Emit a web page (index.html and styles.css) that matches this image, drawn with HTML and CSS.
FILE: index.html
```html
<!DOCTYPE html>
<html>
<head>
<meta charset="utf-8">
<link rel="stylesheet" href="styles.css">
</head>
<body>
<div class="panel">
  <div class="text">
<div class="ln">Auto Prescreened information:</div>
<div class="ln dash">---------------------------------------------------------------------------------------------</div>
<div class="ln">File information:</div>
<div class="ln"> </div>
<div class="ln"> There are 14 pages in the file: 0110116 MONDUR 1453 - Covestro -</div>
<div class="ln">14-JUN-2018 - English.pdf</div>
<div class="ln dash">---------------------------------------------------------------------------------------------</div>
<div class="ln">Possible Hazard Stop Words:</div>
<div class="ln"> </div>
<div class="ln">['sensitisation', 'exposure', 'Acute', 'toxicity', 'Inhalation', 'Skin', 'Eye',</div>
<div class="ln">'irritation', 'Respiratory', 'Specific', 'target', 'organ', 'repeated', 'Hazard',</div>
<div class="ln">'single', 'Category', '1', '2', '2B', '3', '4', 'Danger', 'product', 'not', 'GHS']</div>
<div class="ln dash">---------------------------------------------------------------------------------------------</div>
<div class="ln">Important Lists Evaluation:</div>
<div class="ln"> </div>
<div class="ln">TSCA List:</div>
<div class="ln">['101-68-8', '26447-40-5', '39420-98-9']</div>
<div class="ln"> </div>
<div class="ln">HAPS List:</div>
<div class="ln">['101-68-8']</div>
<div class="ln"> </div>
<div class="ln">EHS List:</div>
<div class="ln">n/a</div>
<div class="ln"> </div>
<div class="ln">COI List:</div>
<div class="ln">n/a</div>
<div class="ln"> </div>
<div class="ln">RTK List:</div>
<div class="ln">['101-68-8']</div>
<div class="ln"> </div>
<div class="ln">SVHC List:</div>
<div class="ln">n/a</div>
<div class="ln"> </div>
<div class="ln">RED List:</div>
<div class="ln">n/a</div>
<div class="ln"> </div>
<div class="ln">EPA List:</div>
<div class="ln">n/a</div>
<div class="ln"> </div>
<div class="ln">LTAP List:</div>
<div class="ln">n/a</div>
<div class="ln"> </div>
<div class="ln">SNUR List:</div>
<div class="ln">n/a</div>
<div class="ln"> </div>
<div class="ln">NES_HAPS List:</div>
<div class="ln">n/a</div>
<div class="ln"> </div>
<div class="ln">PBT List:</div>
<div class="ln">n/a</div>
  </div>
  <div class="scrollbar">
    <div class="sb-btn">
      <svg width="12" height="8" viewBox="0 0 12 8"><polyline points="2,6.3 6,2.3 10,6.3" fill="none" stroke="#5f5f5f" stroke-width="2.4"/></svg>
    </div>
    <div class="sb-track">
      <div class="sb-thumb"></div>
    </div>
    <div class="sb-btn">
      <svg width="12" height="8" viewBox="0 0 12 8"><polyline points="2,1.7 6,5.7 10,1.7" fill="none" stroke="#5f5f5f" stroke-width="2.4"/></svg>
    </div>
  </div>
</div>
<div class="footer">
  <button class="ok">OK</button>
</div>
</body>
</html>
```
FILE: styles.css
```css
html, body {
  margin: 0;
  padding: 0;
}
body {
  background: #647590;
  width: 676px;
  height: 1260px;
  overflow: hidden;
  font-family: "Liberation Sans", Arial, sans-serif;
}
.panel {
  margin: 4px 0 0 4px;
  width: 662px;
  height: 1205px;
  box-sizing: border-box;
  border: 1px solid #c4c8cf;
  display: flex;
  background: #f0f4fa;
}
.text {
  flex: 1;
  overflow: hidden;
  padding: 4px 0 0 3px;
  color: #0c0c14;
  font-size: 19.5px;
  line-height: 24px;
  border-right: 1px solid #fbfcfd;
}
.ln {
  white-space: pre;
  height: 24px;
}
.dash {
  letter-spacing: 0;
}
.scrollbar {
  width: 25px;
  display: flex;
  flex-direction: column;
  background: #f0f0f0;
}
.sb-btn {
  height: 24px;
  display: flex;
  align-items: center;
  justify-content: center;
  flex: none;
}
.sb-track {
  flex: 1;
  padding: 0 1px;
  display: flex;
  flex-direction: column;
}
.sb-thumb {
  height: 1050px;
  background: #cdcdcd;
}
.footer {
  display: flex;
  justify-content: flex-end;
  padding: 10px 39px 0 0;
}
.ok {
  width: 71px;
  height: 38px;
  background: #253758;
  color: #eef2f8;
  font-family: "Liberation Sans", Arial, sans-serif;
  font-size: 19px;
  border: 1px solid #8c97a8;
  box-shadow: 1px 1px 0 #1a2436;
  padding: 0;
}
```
────────────────────
PROMPT:
Reproduce the listing above verbatim, from first line to last.

RESPONSE BELOW:
Emit a web page (index.html and styles.css) that matches this image, drawn with HTML and CSS.
FILE: index.html
```html
<!DOCTYPE html>
<html>
<head>
<meta charset="utf-8">
<link rel="stylesheet" href="styles.css">
</head>
<body>
<div class="panel">
  <div class="text">
<div class="ln">Auto Prescreened information:</div>
<div class="ln dash">---------------------------------------------------------------------------------------------</div>
<div class="ln">File information:</div>
<div class="ln"> </div>
<div class="ln"> There are 14 pages in the file: 0110116 MONDUR 1453 - Covestro -</div>
<div class="ln">14-JUN-2018 - English.pdf</div>
<div class="ln dash">---------------------------------------------------------------------------------------------</div>
<div class="ln">Possible Hazard Stop Words:</div>
<div class="ln"> </div>
<div class="ln">['sensitisation', 'exposure', 'Acute', 'toxicity', 'Inhalation', 'Skin', 'Eye',</div>
<div class="ln">'irritation', 'Respiratory', 'Specific', 'target', 'organ', 'repeated', 'Hazard',</div>
<div class="ln">'single', 'Category', '1', '2', '2B', '3', '4', 'Danger', 'product', 'not', 'GHS']</div>
<div class="ln dash">---------------------------------------------------------------------------------------------</div>
<div class="ln">Important Lists Evaluation:</div>
<div class="ln"> </div>
<div class="ln">TSCA List:</div>
<div class="ln">['101-68-8', '26447-40-5', '39420-98-9']</div>
<div class="ln"> </div>
<div class="ln">HAPS List:</div>
<div class="ln">['101-68-8']</div>
<div class="ln"> </div>
<div class="ln">EHS List:</div>
<div class="ln">n/a</div>
<div class="ln"> </div>
<div class="ln">COI List:</div>
<div class="ln">n/a</div>
<div class="ln"> </div>
<div class="ln">RTK List:</div>
<div class="ln">['101-68-8']</div>
<div class="ln"> </div>
<div class="ln">SVHC List:</div>
<div class="ln">n/a</div>
<div class="ln"> </div>
<div class="ln">RED List:</div>
<div class="ln">n/a</div>
<div class="ln"> </div>
<div class="ln">EPA List:</div>
<div class="ln">n/a</div>
<div class="ln"> </div>
<div class="ln">LTAP List:</div>
<div class="ln">n/a</div>
<div class="ln"> </div>
<div class="ln">SNUR List:</div>
<div class="ln">n/a</div>
<div class="ln"> </div>
<div class="ln">NES_HAPS List:</div>
<div class="ln">n/a</div>
<div class="ln"> </div>
<div class="ln">PBT List:</div>
<div class="ln">n/a</div>
  </div>
  <div class="scrollbar">
    <div class="sb-btn">
      <svg width="12" height="8" viewBox="0 0 12 8"><polyline points="2,6.3 6,2.3 10,6.3" fill="none" stroke="#5f5f5f" stroke-width="2.4"/></svg>
    </div>
    <div class="sb-track">
      <div class="sb-thumb"></div>
    </div>
    <div class="sb-btn">
      <svg width="12" height="8" viewBox="0 0 12 8"><polyline points="2,1.7 6,5.7 10,1.7" fill="none" stroke="#5f5f5f" stroke-width="2.4"/></svg>
    </div>
  </div>
</div>
<div class="footer">
  <button class="ok">OK</button>
</div>
</body>
</html>
```
FILE: styles.css
```css
html, body {
  margin: 0;
  padding: 0;
}
body {
  background: #647590;
  width: 676px;
  height: 1260px;
  overflow: hidden;
  font-family: "Liberation Sans", Arial, sans-serif;
}
.panel {
  margin: 4px 0 0 4px;
  width: 662px;
  height: 1205px;
  box-sizing: border-box;
  border: 1px solid #c4c8cf;
  display: flex;
  background: #f0f4fa;
}
.text {
  flex: 1;
  overflow: hidden;
  padding: 4px 0 0 3px;
  color: #0c0c14;
  font-size: 19.5px;
  line-height: 24px;
  border-right: 1px solid #fbfcfd;
}
.ln {
  white-space: pre;
  height: 24px;
}
.dash {
  letter-spacing: 0;
}
.scrollbar {
  width: 25px;
  display: flex;
  flex-direction: column;
  background: #f0f0f0;
}
.sb-btn {
  height: 24px;
  display: flex;
  align-items: center;
  justify-content: center;
  flex: none;
}
.sb-track {
  flex: 1;
  padding: 0 1px;
  display: flex;
  flex-direction: column;
}
.sb-thumb {
  height: 1050px;
  background: #cdcdcd;
}
.footer {
  display: flex;
  justify-content: flex-end;
  padding: 10px 39px 0 0;
}
.ok {
  width: 71px;
  height: 38px;
  background: #253758;
  color: #eef2f8;
  font-family: "Liberation Sans", Arial, sans-serif;
  font-size: 19px;
  border: 1px solid #8c97a8;
  box-shadow: 1px 1px 0 #1a2436;
  padding: 0;
}
```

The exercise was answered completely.